The reigning Six Nations champions are two from two – top of the table with maximum points – and face a talented but rebuilding Wales side at home next. Supporters may begin to dream of the most emphatic possible response to the painful exit from the Rugby World Cup last year, but no one in Ireland’s camp will be getting ahead of themselves.

Italy were outclassed in every facet, conceding six tries in all and failing to muster a single point. They coughed up a succession of scrum penalties, frequently ceding possession, territory and precious momentum.

Gonzalo Quesada’s side also proved incapable of defending the ruthless driving maul so frequently turned to by Andy Farrell’s relentless cast of power-players. Ireland’s excellence was such that Italy’s campaign should, arguably, be judged on their more winnable fixtures.

Farrell made six changes from the opening victory in Marseille, with the back-row Caelan Doris captaining his country for the first time from ­openside flanker. The half‑back pair of Craig Casey and Jack ­Crowley, meanwhile, showed the easy understanding you may expect from ­Munster teammates and roommates in international camp.

“I think our scrum was man of the match, to be fair. That was a lovely weapon,” Farrell told ITV. “I thought we backed up our lineout per­formance from last week [in ­Marseille] as well.”

Italy started brightly and, when Robbie Henshaw was penalised at a ruck, the visitors had a kickable shot at goal. But it was a horrible scuff off the tee by Paolo Garbisi, and Quesada may immediately have questioned his decision not to start Tommaso Allan.

Ireland were soon becalmed by Crowley’s well-worked score: not only his first try for his country but his first senior try. The fly-half showed impressive persistence to make himself available for a simple offload from Casey after six minutes.

Sheehan, as if to underline Ireland’s physical dominance, chose to run straight through Italy’s full-back, Ange Capuozzo, beyond the try-line for the second after 23 minutes. It was 12‑0 when Crowley converted a score created by his own skill: a ­delightfully sympathetic offload had found Hugo Keenan on the short side, who in turn fed the hooker.

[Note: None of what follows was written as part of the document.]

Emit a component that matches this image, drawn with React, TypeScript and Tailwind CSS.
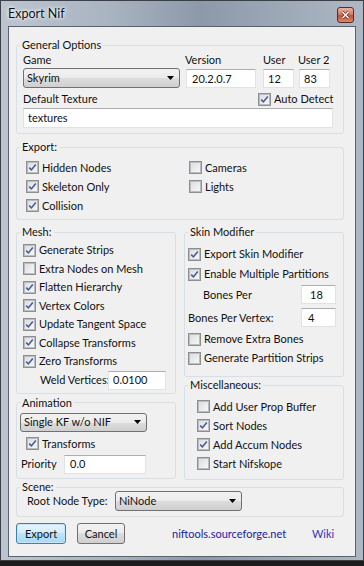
import React from "react";

function Box({ checked }: { checked?: boolean }) {
  return (
    <span className="flex h-[13px] w-[13px] shrink-0 items-center justify-center border border-[#8e8f8f] bg-white">
      <span className="flex h-[11px] w-[11px] items-center justify-center border border-[#b9bcc1] bg-[linear-gradient(135deg,#dcdee2,#f7f7f7)]">
        {checked ? (
          <svg width="9" height="9" viewBox="0 0 9 9">
            <path d="M1.2 4.6 L3.4 6.9 L7.8 1.4" fill="none" stroke="#4a5c94" strokeWidth="1.6" />
          </svg>
        ) : null}
      </span>
    </span>
  );
}

function Check({ checked, label, className = "" }: { checked?: boolean; label: string; className?: string }) {
  return (
    <div className={`flex items-center gap-[3px] ${className}`}>
      <Box checked={checked} />
      <span className="whitespace-nowrap">{label}</span>
    </div>
  );
}

function Combo({ value, className = "" }: { value: string; className?: string }) {
  return (
    <div
      className={`flex shrink-0 items-center justify-between rounded-[3px] border border-[#707070] bg-[linear-gradient(#f2f2f2,#ebebeb_50%,#dddddd_50%,#cfcfcf)] pl-[3px] pr-[5px] ${className}`}
    >
      <span className="whitespace-nowrap">{value}</span>
      <svg width="7" height="4" viewBox="0 0 7 4">
        <path d="M0 0H7L3.5 4Z" fill="#000" />
      </svg>
    </div>
  );
}

function Field({ value, className = "" }: { value: string; className?: string }) {
  return (
    <div
      className={`flex shrink-0 items-center border border-[#dfe3e8] border-t-[#abadb3] bg-white ${className}`}
    >
      {value}
    </div>
  );
}

function Group({
  label,
  className = "",
  inner = "",
  children,
}: {
  label: string;
  className?: string;
  inner?: string;
  children: React.ReactNode;
}) {
  return (
    <fieldset className={`rounded-[3px] border border-[#d5dfe5] ${className}`}>
      <legend className="ml-[3px] px-[2px] leading-[14px]">{label}</legend>
      <div className={inner}>{children}</div>
    </fieldset>
  );
}

export default function App() {
  return (
    <div className="h-[566px] w-[364px] bg-[#1c1c1c] font-[Lato,'Liberation_Sans',sans-serif] text-[11px] leading-[14px] text-[#111]">
      <div className="flex h-[561px] flex-col border border-[#3b4047] bg-[linear-gradient(90deg,#bcc5cf_0%,#a9b4c1_30%,#8c99a9_55%,#9eaab8_80%,#aeb8c4_100%)] px-[7px] pb-[3px]">
        <div className="flex h-[25px] shrink-0 items-center justify-between">
          <span className="text-[12.5px] [text-shadow:0_0_5px_#ffffff,0_0_3px_#ffffff]">Export Nif</span>
          <div className="mr-[2px] mt-[2px] flex h-[16px] w-[17px] items-center justify-center rounded-[3px] border border-[#5c2b22] bg-[linear-gradient(#eab0a2,#d47b66_45%,#c2503c_55%,#d88a6c)]">
            <svg width="9" height="8" viewBox="0 0 9 8">
              <path d="M1.5 1 L7.5 7 M7.5 1 L1.5 7" stroke="#5a1e16" strokeWidth="2.6" />
              <path d="M1.5 1 L7.5 7 M7.5 1 L1.5 7" stroke="#ffffff" strokeWidth="1.5" />
            </svg>
          </div>
        </div>

        <div className="flex flex-1 flex-col border border-[#59626d] bg-[#f0f0f0] pl-[7px] pt-[11px]">
          <Group label="General Options" className="w-[328px]" inner="pl-[6px] pr-[9px] pb-[5px]">
            <div className="flex h-[16px] items-center">
              <span className="w-[162px]">Game</span>
              <span className="w-[78px]">Version</span>
              <span className="w-[35px]">User</span>
              <span>User 2</span>
            </div>
            <div className="flex h-[20px] items-start">
              <Combo className="h-[20px] w-[157px]" value="Skyrim" />
              <Field className="ml-[6px] mt-[1px] h-[19px] w-[70px] pl-[5px]" value="20.2.0.7" />
              <Field className="ml-[7px] mt-[1px] h-[19px] w-[31px] pl-[4px]" value="12" />
              <Field className="ml-[5px] mt-[1px] h-[19px] w-[31px] pl-[4px]" value="83" />
            </div>
            <div className="mt-[4px] flex h-[14px] items-center">
              <span className="w-[235px]">Default Texture</span>
              <Check checked label="Auto Detect" />
            </div>
            <Field className="mt-[2px] h-[20px] w-[310px] pl-[4px]" value="textures" />
          </Group>

          <Group label="Export:" className="mt-[6px] w-[328px]" inner="pl-[9px] pt-[4px] pb-[4px]">
            <div className="flex h-[19px] items-center">
              <Check className="w-[163px]" checked label="Hidden Nodes" />
              <Check label="Cameras" />
            </div>
            <div className="flex h-[19px] items-center">
              <Check className="w-[163px]" checked label="Skeleton Only" />
              <Check label="Lights" />
            </div>
            <div className="flex h-[19px] items-center">
              <Check className="w-[163px]" checked label="Collision" />
            </div>
          </Group>

          <div className="mt-[5px] flex items-start gap-[8px]">
            <div className="flex w-[160px] flex-col">
              <Group label="Mesh:" className="w-[160px]" inner="pl-[6px] pt-[2px] pb-[3px]">
                <Check className="h-[18.5px]" checked label="Generate Strips" />
                <Check className="h-[18.5px]" label="Extra Nodes on Mesh" />
                <Check className="h-[18.5px]" checked label="Flatten Hierarchy" />
                <Check className="h-[18.5px]" checked label="Vertex Colors" />
                <Check className="h-[18.5px]" checked label="Update Tangent Space" />
                <Check className="h-[18.5px]" checked label="Collapse Transforms" />
                <Check className="h-[18.5px]" checked label="Zero Transforms" />
                <div className="flex h-[19px] items-center">
                  <span className="w-[85px] whitespace-nowrap pl-[17px]">Weld Vertices:</span>
                  <Field className="h-[19px] w-[58px] pl-[4px]" value="0.0100" />
                </div>
              </Group>
              <Group label="Animation" className="mt-[2px] w-[160px]" inner="pl-[3px] pb-[4px]">
                <Combo className="mt-[3px] h-[19px] w-[127px]" value="Single KF w/o NIF" />
                <Check className="mt-[3px] h-[18px] pl-[6px]" checked label="Transforms" />
                <div className="mt-[2px] flex h-[19px] items-center">
                  <span className="w-[44px] pl-[1px]">Priority</span>
                  <Field className="h-[19px] w-[82px] pl-[5px]" value="0.0" />
                </div>
              </Group>
            </div>

            <div className="flex w-[160px] flex-col">
              <Group label="Skin Modifier" className="w-[160px]" inner="pl-[3px] pb-[9px]">
                <Check className="mt-[6px] h-[18px]" checked label="Export Skin Modifier" />
                <Check className="mt-[2px] h-[18px]" checked label="Enable Multiple Partitions" />
                <div className="mt-[2px] flex h-[19px] items-center">
                  <span className="w-[113px] pl-[15px]">Bones Per</span>
                  <Field className="h-[19px] w-[35px] pl-[8px]" value="18" />
                </div>
                <div className="mt-[4px] flex h-[19px] items-center">
                  <span className="w-[113px] whitespace-nowrap">Bones Per Vertex:</span>
                  <Field className="h-[19px] w-[35px] pl-[6px]" value="4" />
                </div>
                <Check className="mt-[3px] h-[18px]" label="Remove Extra Bones" />
                <Check className="mt-[1px] h-[18px]" label="Generate Partition Strips" />
              </Group>
              <Group label="Miscellaneous:" className="mt-[1px] w-[160px]" inner="pl-[12px] pt-[5px] pb-[6px]">
                <Check className="h-[19px]" label="Add User Prop Buffer" />
                <Check className="h-[19px]" checked label="Sort Nodes" />
                <Check className="h-[19px]" checked label="Add Accum Nodes" />
                <Check className="h-[19px]" label="Start Nifskope" />
              </Group>
            </div>
          </div>

          <Group label="Scene:" className="w-[328px]" inner="-mt-[3px] flex items-center pl-[10px] pb-[5px]">
            <span className="w-[88px] whitespace-nowrap">Root Node Type:</span>
            <Combo className="h-[20px] w-[127px]" value="NiNode" />
          </Group>

          <div className="mt-[6px] flex h-[21px] items-center">
            <div className="flex h-[21px] w-[50px] items-center justify-center rounded-[3px] border border-[#3c7fb1] bg-[linear-gradient(#e5f4fc,#d3ecfa_50%,#bde3f8_50%,#a9d8f2)] shadow-[inset_0_0_0_1px_#c4e5f6]">
              Export
            </div>
            <div className="ml-[11px] flex h-[21px] w-[48px] items-center justify-center rounded-[3px] border border-[#707070] bg-[linear-gradient(#f2f2f2,#ebebeb_50%,#dddddd_50%,#cfcfcf)]">
              Cancel
            </div>
            <span className="ml-[47px] w-[140px] whitespace-nowrap text-[#22229e]">niftools.sourceforge.net</span>
            <span className="text-[#3434b4]">Wiki</span>
          </div>
        </div>
      </div>
    </div>
  );
}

Ireland’s Calvin Nash scores his side’s sixth try. Photograph: Lorraine O’Sullivan/Reuters

Ireland’s next score was about the heavy hitters. Sheehan carried at the back of a maul, which gathered momentum after James Lowe – ­outstanding in attack and defence, and player of the match – added his weight and Jack Conan touched down. It was 19‑0 at half-time.

Italy’s scrum was collapsing, literally and figuratively, and the latest penalty against them handed Ireland their bonus point 10 minutes after the break. Sheehan took the ball again at the back of a maul and his second try was scored with worrying ease from an Italian perspective.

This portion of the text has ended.